A dairy cow's dry period has to be monitored very well because it is the dairy cow's health at this time that will tell whether or not the cow is able to give off milk and give birth. Dairy cows in their dry period are prone to many serious diseases and infections, most of which can affect their milk production and pregnancy in the future.

One of the major concerns of the caretakers would mastitis, a condition wherein there is inflammation of the breasts or udder because of infection. This is certainly a problem where milk production is considered. There is the presence of whitish clots in the milk given by a cow with mastitis. In worse cases, there may even be pus. Treatment of mastitis is difficult and nearing to impossibility. The best cure is still prevention by doing the proper drying-off procedure, plus antibiotic treatment and clean and dry pen.

Protecting the cow and its immune system comes should be on prioritized. This is done by balancing the cow's rations with the right amount of vitamins. Vitamins A, D, E and selenium are especially emphasized where vitamin supplementation is concerned. The body condition of the cow comes just as important for the assurance of healthy milk production and lactations. The body should have the sufficient energy to meet the requirements for milk production and reproduction.

For the close-up dry period, health concerns would shift over to lead feeding, preventing milk fever, and highlighting maternity facilities. This takes place around 2 to 3 weeks before giving birth to their calves.

Lead feeding and proper rations starts around 2 weeks before the calving. The grain usually consists of about 12 kilograms of corn silage and free choice hay, and should be increased to 4 to 5 kilograms a day until calving day. This will help prevent digestive upsets and displaced abomasums resulting from the abrupt changes of the calving rations.

To prevent milk fever, the cow's blood calcium diet should be watched. A dairy cow in pregnancy and lactation naturally requires more calcium. When the calcium levels in the blood is low, the cow may develop milk fever. Another method to prevent milk fever is to feed anionic salts to encourage the release of stored calcium from the bones at calving time. This especially helps because a cow's intake is limited during early lactation, which makes it difficult for the cow to meet the calcium requirements without the stored calcium in the bones.

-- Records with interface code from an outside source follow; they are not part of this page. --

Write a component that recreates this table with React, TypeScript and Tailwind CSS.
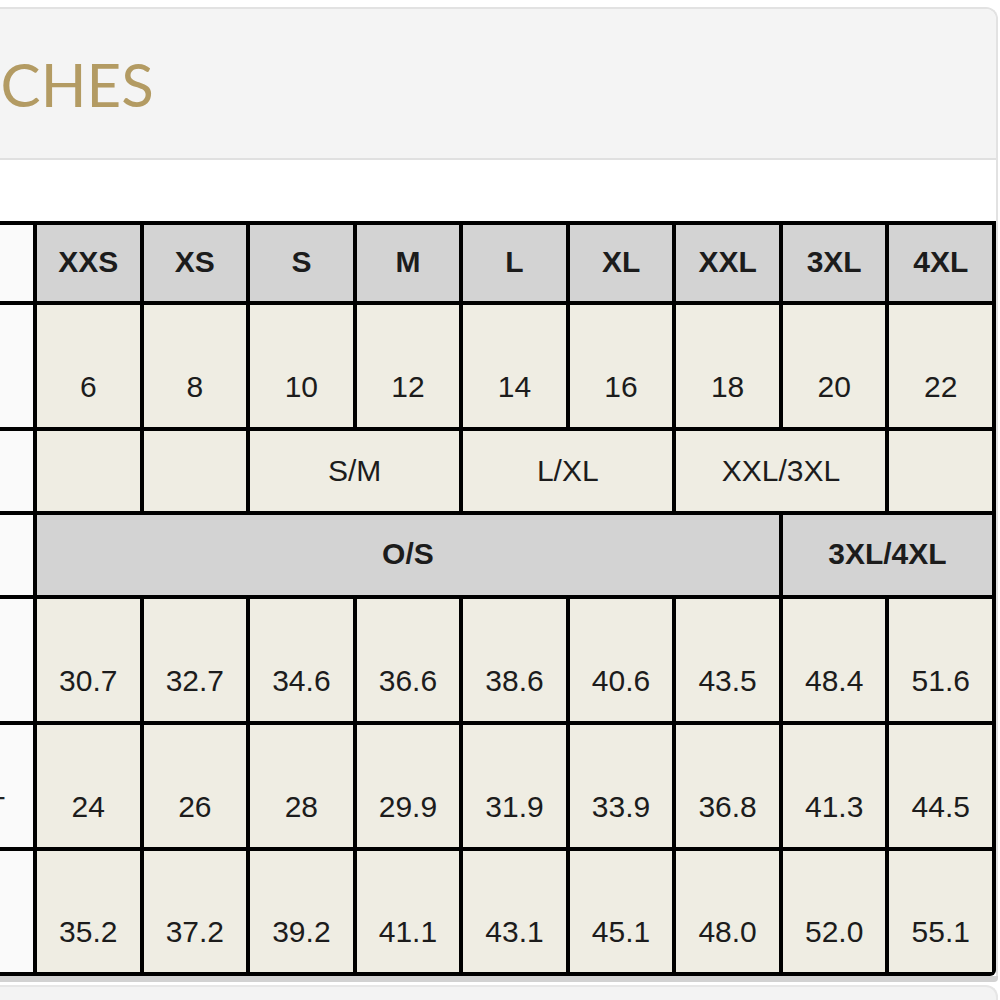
import React from "react";

type Cell = { t: string; span?: number };

const sizes = ["XXS", "XS", "S", "M", "L", "XL", "XXL", "3XL", "4XL"];
const us = ["6", "8", "10", "12", "14", "16", "18", "20", "22"];
const bust = ["30.7", "32.7", "34.6", "36.6", "38.6", "40.6", "43.5", "48.4", "51.6"];
const waist = ["24", "26", "28", "29.9", "31.9", "33.9", "36.8", "41.3", "44.5"];
const hip = ["35.2", "37.2", "39.2", "41.1", "43.1", "45.1", "48.0", "52.0", "55.1"];

const spanClass: Record<number, string> = {
  1: "col-span-1",
  2: "col-span-2",
  7: "col-span-7",
};

function Label({ text }: { text: string }) {
  return (
    <div className="bg-[#fafafa] flex items-end justify-end pb-[25px] pr-[28px] text-[30px] leading-[30px] text-[#222]">
      {text}
    </div>
  );
}

function HeadRow({ cells }: { cells: Cell[] }) {
  return (
    <>
      <div className="bg-[#fafafa]" />
      {cells.map((c, i) => (
        <div
          key={i}
          className={
            "bg-[#d3d3d3] flex items-center justify-center text-[30px] leading-[30px] font-bold text-[#1c1c1c] pb-[2px] " +
            spanClass[c.span ?? 1]
          }
        >
          {c.t}
        </div>
      ))}
    </>
  );
}

function MidRow({ cells }: { cells: Cell[] }) {
  return (
    <>
      <div className="bg-[#fafafa]" />
      {cells.map((c, i) => (
        <div
          key={i}
          className={
            "bg-[#efede3] flex items-center justify-center text-[30px] leading-[30px] text-[#1c1c1c] " +
            spanClass[c.span ?? 1]
          }
        >
          {c.t}
        </div>
      ))}
    </>
  );
}

function DataRow({ label, values }: { label: string; values: string[] }) {
  return (
    <>
      <Label text={label} />
      {values.map((v, i) => (
        <div
          key={i}
          className="bg-[#efede3] flex items-end justify-center pb-[25px] text-[30px] leading-[30px] text-[#1c1c1c]"
        >
          {v}
        </div>
      ))}
    </>
  );
}

export default function App() {
  return (
    <div className="w-[1000px] h-[1000px] bg-white overflow-hidden font-['Liberation_Sans',Arial,sans-serif]">
      <div className="pt-[7px] pr-[2px]">
        <div className="-ml-[120px] border-2 border-b-0 border-[#e2e2e2] rounded-tr-[12px] overflow-hidden">
          <div className="h-[151px] bg-[#f4f4f4] border-b-2 border-[#e0e0e0] flex items-center pl-[56px]">
            <h2 className="font-['Lato',sans-serif] text-[60px] leading-none text-[#b39b63] font-normal tracking-[0px]">
              INCHES
            </h2>
          </div>
          <div className="bg-white pt-[61px] pl-[18px]">
            <div className="bg-black p-[4px] grid grid-cols-[129px_repeat(9,minmax(0,1fr))] grid-rows-[76px_122px_80px_80px_122px_122px_121px] gap-[4px] rounded-br-[6px]">
              <HeadRow cells={sizes.map((t) => ({ t }))} />
              <DataRow label="" values={us} />
              <MidRow
                cells={[
                  { t: "" },
                  { t: "" },
                  { t: "S/M", span: 2 },
                  { t: "L/XL", span: 2 },
                  { t: "XXL/3XL", span: 2 },
                  { t: "" },
                ]}
              />
              <HeadRow
                cells={[
                  { t: "O/S", span: 7 },
                  { t: "3XL/4XL", span: 2 },
                ]}
              />
              <DataRow label="" values={bust} />
              <DataRow label="WAIST" values={waist} />
              <DataRow label="" values={hip} />
            </div>
          </div>
        </div>
        <div className="-ml-[120px] h-[6px] bg-[#d2d2d2] rounded-br-[4px]" />
        <div className="-ml-[120px] mt-[3px] h-[40px] bg-[#f3f3f3] border-2 border-b-0 border-[#e6e6e6] rounded-tr-[12px]" />
      </div>
    </div>
  );
}
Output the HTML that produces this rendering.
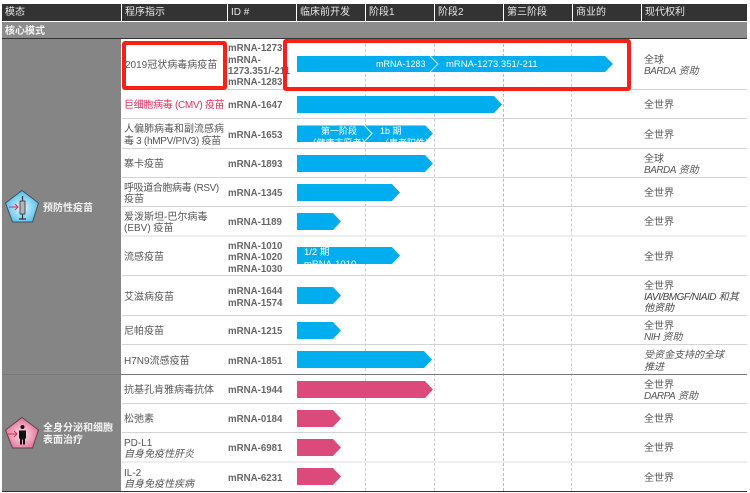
<!DOCTYPE html>
<html lang="zh"><head><meta charset="utf-8"><style>
html,body{margin:0;padding:0;background:#fff}
body{width:750px;height:493px;position:relative;overflow:hidden;font:10px/11.3px "Liberation Sans","Noto Sans CJK SC",sans-serif;color:#555}
#w{position:absolute;left:0;top:0;width:750px;height:493px;filter:blur(.3px)}
.h{position:absolute;top:4px;height:17px;background:#333;color:#e8e8e8;line-height:18.500px;padding-left:3px;box-sizing:border-box;white-space:nowrap}
.d{position:absolute;top:39px;height:452px;width:0;border-left:1px dashed #ccc}
.l{position:absolute;left:122px;width:625px;height:1px;background:#d4d4d4}
.r{position:absolute;left:0;width:750px;transform:translateY(2px)}
.r>div{position:absolute;top:0;bottom:0;display:flex;align-items:center}
.a{left:124px;width:102px}.b{left:228px;width:68px;font-weight:bold;color:#666;font-size:9.700px}.c{left:644px;width:103px;white-space:nowrap}
i{font-style:italic}
.t{letter-spacing:-.5px}
.bar{position:absolute;left:297px;height:17px;background:#00aeef;clip-path:polygon(0 0,calc(100% - 8px) 0,100% 50%,calc(100% - 8px) 100%,0 100%);overflow:hidden;color:#fff;font-size:9px}
.p{background:#db4a7a}
.bar span{position:absolute;white-space:nowrap}
.n{position:absolute;color:#f2f2f2;font-weight:bold;line-height:11.500px}
.box{position:absolute;border:4px solid #fb1f1a;border-radius:3px;box-sizing:border-box}
</style></head><body><div id="w">
<div class="h" style="left:2px;width:119px">模态</div>
<div class="h" style="left:122px;width:105px">程序指示</div>
<div class="h" style="left:228px;width:68px">ID #</div>
<div class="h" style="left:297px;width:68px">临床前开发</div>
<div class="h" style="left:366px;width:68px">阶段1</div>
<div class="h" style="left:435px;width:68px">阶段2</div>
<div class="h" style="left:504px;width:68px">第三阶段</div>
<div class="h" style="left:573px;width:68px">商业的</div>
<div class="h" style="left:642px;width:105px">现代权利</div>
<div style="position:absolute;left:2px;top:22px;width:745px;height:16px;background:#8c8c8c;color:#f2f2f2;font-weight:bold;line-height:19px;padding-left:3px;box-sizing:border-box">核心模式</div>
<div style="position:absolute;left:2px;top:38px;width:745px;height:1px;background:#333"></div>
<div style="position:absolute;left:2px;top:39px;width:119px;height:452px;background:#858585"></div>

<div class="d" style="left:365px"></div><div class="d" style="left:434px"></div><div class="d" style="left:503px;border-color:#bbb"></div><div class="d" style="left:571px"></div>

<div class="l" style="top:89px"></div><div class="l" style="top:118px"></div><div class="l" style="top:148px"></div><div class="l" style="top:177px"></div><div class="l" style="top:206px"></div><div class="l" style="top:235px;height:2px;background:#eee"></div><div class="l" style="top:275px"></div><div class="l" style="top:315px"></div><div class="l" style="top:344px"></div><div class="l" style="top:403px"></div><div class="l" style="top:432px"></div><div class="l" style="top:461px;height:2px;background:#eee"></div>
<div style="position:absolute;left:2px;top:374px;width:745px;height:1px;background:#777"></div>
<div style="position:absolute;left:2px;top:491px;width:745px;height:1px;background:#333"></div>

<div class="r" style="top:39px;height:50px"><div class="a" style="left:125px">2019冠状病毒病疫苗</div><div class="b"><span>mRNA-1273<br>mRNA-<br>1273.351/-211<br>mRNA-1283</span></div><div class="c"><span>全球<br><i><span class="t">BARDA</span> 资助</i></span></div></div>
<div class="r" style="top:90px;height:28px"><div class="a" style="color:#e0305c;white-space:nowrap;letter-spacing:-.3px">巨细胞病毒 (CMV) 疫苗</div><div class="b">mRNA-1647</div><div class="c">全世界</div></div>
<div class="r" style="top:119px;height:29px"><div class="a" style="white-space:nowrap"><span>人偏肺病毒和副流感病<br><span style="letter-spacing:-.3px">毒 3 (hMPV/PIV3) 疫苗</span></span></div><div class="b">mRNA-1653</div><div class="c">全世界</div></div>
<div class="r" style="top:149px;height:28px"><div class="a">寨卡疫苗</div><div class="b">mRNA-1893</div><div class="c"><span>全球<br><i><span class="t">BARDA</span> 资助</i></span></div></div>
<div class="r" style="top:178px;height:28px"><div class="a" style="white-space:nowrap"><span><span style="letter-spacing:-.4px">呼吸道合胞病毒 (RSV)</span><br>疫苗</span></div><div class="b">mRNA-1345</div><div class="c">全世界</div></div>
<div class="r" style="top:207px;height:28px"><div class="a"><span>爱泼斯坦-巴尔病毒<br>(EBV) 疫苗</span></div><div class="b">mRNA-1189</div><div class="c">全世界</div></div>
<div class="r" style="top:237px;height:38px"><div class="a">流感疫苗</div><div class="b"><span>mRNA-1010<br>mRNA-1020<br>mRNA-1030</span></div><div class="c">全世界</div></div>
<div class="r" style="top:276px;height:39px"><div class="a">艾滋病疫苗</div><div class="b"><span>mRNA-1644<br>mRNA-1574</span></div><div class="c"><span>全世界<br><i style="color:#444"><span style="letter-spacing:-.5px">IAVI/BMGF/NIAID</span> 和其<br>他资助</i></span></div></div>
<div class="r" style="top:316px;height:28px"><div class="a">尼帕疫苗</div><div class="b">mRNA-1215</div><div class="c"><span>全世界<br><i><span class="t">NIH</span> 资助</i></span></div></div>
<div class="r" style="top:345px;height:29px"><div class="a">H7N9流感疫苗</div><div class="b">mRNA-1851</div><div class="c"><span><i>受资金支持的全球<br>推进</i></span></div></div>
<div class="r" style="top:375px;height:28px"><div class="a" style="white-space:nowrap">抗基孔肯雅病毒抗体</div><div class="b">mRNA-1944</div><div class="c"><span>全世界<br><i><span class="t">DARPA</span> 资助</i></span></div></div>
<div class="r" style="top:404px;height:28px"><div class="a">松弛素</div><div class="b">mRNA-0184</div><div class="c">全世界</div></div>
<div class="r" style="top:433px;height:28px"><div class="a"><span>PD-L1<br><i>自身免疫性肝炎</i></span></div><div class="b">mRNA-6981</div><div class="c">全世界</div></div>
<div class="r" style="top:463px;height:28px"><div class="a"><span>IL-2<br><i>自身免疫性疾病</i></span></div><div class="b">mRNA-6231</div><div class="c">全世界</div></div>

<div class="bar" style="top:56px;width:316px;height:16px"><span style="left:79px;top:3px">mRNA-1283</span><span style="left:149px;top:3px;font-size:9.500px">mRNA-1273.351/-211</span></div>
<div class="bar" style="top:96px;width:205px"></div>
<div class="bar" style="top:125px;width:136px;border-top:1px solid #7ed3f5;box-sizing:border-box"><span style="left:0;width:84px;text-align:center;top:0;line-height:11.500px">第一阶段<br>（健康志愿者）</span><span style="left:83px;top:0;line-height:11.500px">1b 期<br>（患者阳性）</span></div>
<div class="bar" style="top:155px;width:136px"></div>
<div class="bar" style="top:184px;width:103px"></div>
<div class="bar" style="top:213px;width:44px"></div>
<div class="bar" style="top:247px;width:103px"><span style="left:7px;top:0;line-height:12px;font-size:9.500px">1/2 期<br>mRNA-1010</span></div>
<div class="bar" style="top:287px;width:44px"></div>
<div class="bar" style="top:322px;width:44px"></div>
<div class="bar" style="top:351px;width:135px"></div>
<div class="bar p" style="top:381px;width:136px"></div>
<div class="bar p" style="top:410px;width:44px"></div>
<div class="bar p" style="top:439px;width:44px"></div>
<div class="bar p" style="top:468px;width:44px"></div>

<svg style="position:absolute;left:0;top:0" width="750" height="493" fill="none">
<defs>
<radialGradient id="g1" cx=".5" cy=".55" r=".6"><stop offset="0" stop-color="#e4f6fd"/><stop offset="1" stop-color="#3db8ea"/></radialGradient>
<radialGradient id="g2" cx=".5" cy=".55" r=".6"><stop offset="0" stop-color="#fbe3ea"/><stop offset="1" stop-color="#e2608c"/></radialGradient>
</defs>
<path d="M430 56l8 8-8 8" stroke="#cdeefb" stroke-width="1"/>
<path d="M364 125l8 8.500-8 8.500" stroke="#e3f6fd" stroke-width="1"/>
<path d="M22 190.500L38.500 203 32.500 222H12.500L5.500 203Z" fill="url(#g1)" stroke="#44525a"/>
<path d="M22.500 196v5M22.500 214v5M19 219h7" stroke="#333" stroke-width="1.200"/>
<rect x="20" y="201" width="5" height="13" fill="#b5b5b5" stroke="#333" stroke-width=".8"/>
<path d="M9 207h9M15 204l3 3-3 3" stroke="#e2285a" stroke-width="1"/>
<path d="M22 417.500L38.500 430 32.500 448H12.500L5.500 430Z" fill="url(#g2)" stroke="#5a4450"/>
<circle cx="22.500" cy="427" r="2" fill="#111"/>
<path d="M19 430.500h7v8h-1v6h-2v-5h-1v5h-2v-6h-1Z" fill="#111"/>
<path d="M8 434h9M14 431l3 3-3 3" stroke="#e2285a" stroke-width="1"/>
</svg>

<div class="n" style="left:43px;top:203px">预防性疫苗</div>
<div class="n" style="left:43px;top:423px;width:72px">全身分泌和细胞<br>表面治疗</div>

<div class="box" style="left:122px;top:41px;width:105px;height:49px"></div>
<div class="box" style="left:283px;top:39px;width:348px;height:52px"></div>
</div></body></html>
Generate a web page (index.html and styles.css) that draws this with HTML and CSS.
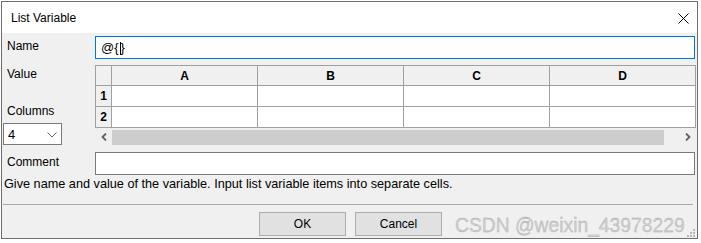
FILE: index.html
```html
<html>
<head>
  <meta charset="UTF-8">
  <title>List Variable</title>
  <link rel="stylesheet" href="styles.css">
</head>
<body>
  <div class="dialog">
    <div class="titlebar">
      <span class="title">List Variable</span>
      <svg class="close" width="11" height="11" viewBox="0 0 11 11">
        <path d="M0.5 0.5 L10.5 10.5 M10.5 0.5 L0.5 10.5" stroke="#000" stroke-width="1" fill="none"/>
      </svg>
    </div>

    <div class="content">
      <div class="field-row">
        <label class="field-label">Name</label>
        <div class="text-input focused">@{<span class="caret"></span>}</div>
      </div>

      <div class="value-row">
        <div class="side">
          <div class="side-label value-label">Value</div>
          <div class="side-label columns-label">Columns</div>
          <div class="combo">
            <span>4</span>
            <svg width="10" height="6" viewBox="0 0 10 6">
              <polyline points="0.5,0.5 5,5 9.5,0.5" stroke="#666" stroke-width="1" fill="none"/>
            </svg>
          </div>
        </div>

        <div class="sheet">
          <div class="grid">
            <div class="cell corner"></div>
            <div class="cell head">A</div>
            <div class="cell head">B</div>
            <div class="cell head">C</div>
            <div class="cell head">D</div>

            <div class="cell rowhead">1</div>
            <div class="cell"></div>
            <div class="cell"></div>
            <div class="cell"></div>
            <div class="cell"></div>

            <div class="cell rowhead">2</div>
            <div class="cell"></div>
            <div class="cell"></div>
            <div class="cell"></div>
            <div class="cell"></div>
          </div>

          <div class="hscroll">
            <div class="arrow">
              <svg width="6" height="8" viewBox="0 0 6 8">
                <polyline points="5,0.5 1.5,4 5,7.5" stroke="#606060" stroke-width="1.8" fill="none"/>
              </svg>
            </div>
            <div class="track"><div class="thumb"></div></div>
            <div class="arrow">
              <svg width="6" height="8" viewBox="0 0 6 8">
                <polyline points="1,0.5 4.5,4 1,7.5" stroke="#606060" stroke-width="1.8" fill="none"/>
              </svg>
            </div>
          </div>
        </div>
      </div>

      <div class="field-row comment-row">
        <label class="field-label">Comment</label>
        <div class="text-input"></div>
      </div>

      <p class="hint">Give name and value of the variable. Input list variable items into separate cells.</p>
    </div>

    <div class="footer">
      <button class="btn">OK</button>
      <button class="btn">Cancel</button>
    </div>

    <div class="watermark">CSDN @weixin_43978229</div>
    <svg class="grip" width="9" height="9" viewBox="0 0 9 9">
      <rect x="6" y="0" width="2" height="2" fill="#b8b8b8"/>
      <rect x="3" y="3" width="2" height="2" fill="#b8b8b8"/>
      <rect x="6" y="3" width="2" height="2" fill="#b8b8b8"/>
      <rect x="0" y="6" width="2" height="2" fill="#b8b8b8"/>
      <rect x="3" y="6" width="2" height="2" fill="#b8b8b8"/>
      <rect x="6" y="6" width="2" height="2" fill="#b8b8b8"/>
    </svg>
  </div>
</body>
</html>
```

FILE: styles.css
```css
body {
    margin: 0;
    background-color: #ffffff;
    font-family: 'Liberation Sans', Arial, sans-serif;
    font-size: 12px;
    color: #000000;
}

.dialog {
    position: relative;
    box-sizing: border-box;
    width: 697px;
    height: 238px;
    margin: 1px 0 0 1px;
    border: 1px solid #6e6e6e;
    background-color: #f0f0f0;
    overflow: hidden;
}

/* Title bar */
.titlebar {
    height: 31px;
    background-color: #ffffff;
    display: flex;
    align-items: center;
    justify-content: space-between;
    padding: 0 8px 0 9px;
}

.title {
    line-height: 14px;
}

.close {
    display: block;
    margin-top: 1px;
}

/* Form rows */
.content {
    padding-top: 3px;
}

.field-row {
    display: flex;
    height: 23px;
}

.field-label {
    width: 88px;
    padding: 3px 0 0 5px;
    line-height: 14px;
}

.text-input {
    box-sizing: border-box;
    width: 600px;
    height: 23px;
    border: 1px solid #7a7a7a;
    background-color: #ffffff;
    padding: 4px 0 0 5px;
    line-height: 14px;
    font-size: 13px;
}

.text-input.focused {
    border-color: #0078d7;
}

.caret {
    display: inline-block;
    width: 1px;
    height: 13px;
    margin: 0 0 -3px 1px;
    background-color: #000000;
}

/* Value grid */
.value-row {
    display: flex;
    margin-top: 6px;
}

.side {
    width: 93px;
}

.side-label {
    padding-left: 5px;
    line-height: 14px;
}

.value-label {
    margin-top: 2px;
}

.columns-label {
    margin-top: 23px;
}

.combo {
    box-sizing: border-box;
    width: 59px;
    height: 22px;
    margin: 5px 0 0 1px;
    border: 1px solid #7a7a7a;
    background-color: #ffffff;
    display: flex;
    align-items: center;
    justify-content: space-between;
    padding: 0 4px 0 4px;
    font-size: 13px;
}

.combo svg {
    display: block;
    margin-top: 1px;
}

.sheet {
    width: 601px;
}

.grid {
    display: grid;
    grid-template-columns: 16px repeat(4, 146px);
    grid-template-rows: 20px 21px 21px;
    border-top: 1px solid #a0a0a0;
    border-left: 1px solid #a0a0a0;
}

.cell {
    box-sizing: border-box;
    border-right: 1px solid #a0a0a0;
    border-bottom: 1px solid #a0a0a0;
    background-color: #ffffff;
}

.cell.corner,
.cell.head,
.cell.rowhead {
    background-color: #f0f0f0;
    font-weight: bold;
    display: flex;
    align-items: center;
    justify-content: center;
}

.hscroll {
    display: flex;
    height: 18px;
}

.arrow {
    width: 17px;
    display: flex;
    align-items: center;
    justify-content: center;
}

.track {
    flex: 1;
    padding-top: 2px;
}

.thumb {
    width: 552px;
    height: 15px;
    background-color: #cdcdcd;
}

.comment-row {
    margin-top: 6px;
}

.hint {
    margin: 2px 0 0 2px;
    line-height: 14px;
    font-size: 12.7px;
}

/* Buttons */
.footer {
    margin: 13px 4px 0 1px;
    border-top: 1px solid #a9a9a9;
    padding: 7px 0 0 256px;
    display: flex;
    gap: 9px;
}

.btn {
    box-sizing: border-box;
    width: 87px;
    height: 24px;
    border: 1px solid #adadad;
    background-color: #e1e1e1;
    font-family: 'Liberation Sans', Arial, sans-serif;
    font-size: 12px;
    color: #000000;
    padding: 0;
}

.watermark {
    position: absolute;
    left: 453px;
    top: 214px;
    font-size: 19.3px;
    line-height: 19px;
    color: #d0d0d0;
    -webkit-text-stroke: 0.3px #a8a8a8;
    white-space: nowrap;
}

.grip {
    position: absolute;
    right: 1px;
    bottom: 0;
}
```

Udder edema my also occur in the dairy cow because of excess sodium from salt. Like any other infections that affect the udder, this also greatly affects milk production. It is strongly recommended then that the dry cows be given cobalt iodized salt at around 30 to 40 grams a day.

Last but not least are the maternity pens and facilities. The pens for the dry cows should be clean, dry, and comfortable. Housing the cows here on the close-up dry period helps us control the cow's diet to avoid metabolic problems. With this, infectious diseases like mastitis and retained placenta can be prevented successfully.